We had nail kegs and hickory-cane chairs around the pot belly stove for people to sit. One of the things I remember in one of the stores that daddy had was a spitting area. Instead of him having boxes around for people to spit in, we built a frame around the potbelly stove made out of planks about 5-6 inches wide and about 3/4 inch thick. It came out about 8-10 inches from the feet of the stove itself. We toenailed these into the floor and filled in with wood ashes. People could sit back and spit toward the stove and into the ashes.
Now one of the problem jobs I had was to occasionally raise the frame up, shovel the old, saturated ashes out with discarded chewed wads of tobacco dispersed throughout. The old was discarded and replaced with some clean wood ashes (coal clinkers would not do). That was not a desirable job.
The source of light in the country store was lamps and later Delco battery lights charged by a gasoline-powered charger. Later the REA provided electricity.
Before electricity, battery radios were owned by a few people. In the earlier days of radio, people gathered with the nearest owner of a radio and listened to the World Series, "Amos and Andy", and the "Grand Ole Opry". Charley Cook was one of the first in Oak Grove to have a radio in his house.

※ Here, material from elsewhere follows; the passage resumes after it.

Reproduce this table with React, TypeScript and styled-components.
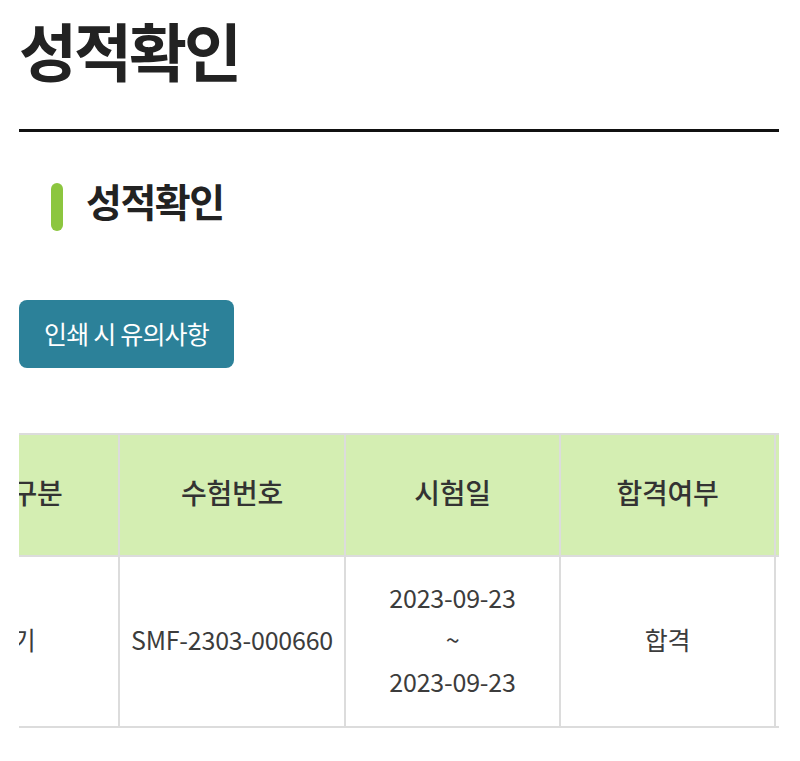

The country store had oil floors to keep the dust down. I remember sprinkling kerosene on the floor before sweeping to keep the dust down.
You would see sticky fly paper hanging from the ceiling to catch flies. It was about an inch wide curled or twisted as it hung.
One of the merchants of the Oak Grove store in the early days was Jeremiah Sarver. I understand he ran the store there somewhere around the very early days, maybe the early 1800's. Then, we had Elvis Freeland, my dad's great uncle, who ran the store there. He later gave it up and his son, Luther Freeland who later became Registrar of Sumner County, ran the store for a period of time. Somewhere in that period of time there was a McMicken who ran the store.
Dee Gilliam, who I've already mentioned married Dewey Brown, ran a store there in the center of Oak Grove for a long period of time. Then there were Sid, Claire, and Harris Freeland who ran stores there. Harris Freeland, my dad, ran stores at two different locations. Claire Freeland ran a store for a long time there. Charlie Anglea, who I have already mentioned, also had a store in Oak Grove for a long period in the middle thirties and forties.
In Oak Grove, when I grew up, we had a garage for auto mechanics. The garage was a large building with a central area for cars to drive in and on each side there was room to do special work. The work that went on in the garage at that time, as I remember, was on coils, batteries, magnetos, tires, clutches and clutch bands, reverse bands, brake bands, etc., mostly for Model-T Fords.
The garage was a kind of central place. Sometimes they had horseshoes out nearby or they might be playing jokes where they put pennies in a pan of water and hooked them up to coils and got us young kids to try to pick the pennies out and get shocked. The shock was not real bad, but was enough to shake you up to the extent that you forgot the pennies.
The mechanics that I remember were John R. Sloan, Virgil Sloan, Noah Thompson and at one point, I believe Noah had his brother-in-law Joe Gilbert Holmes working with him for awhile.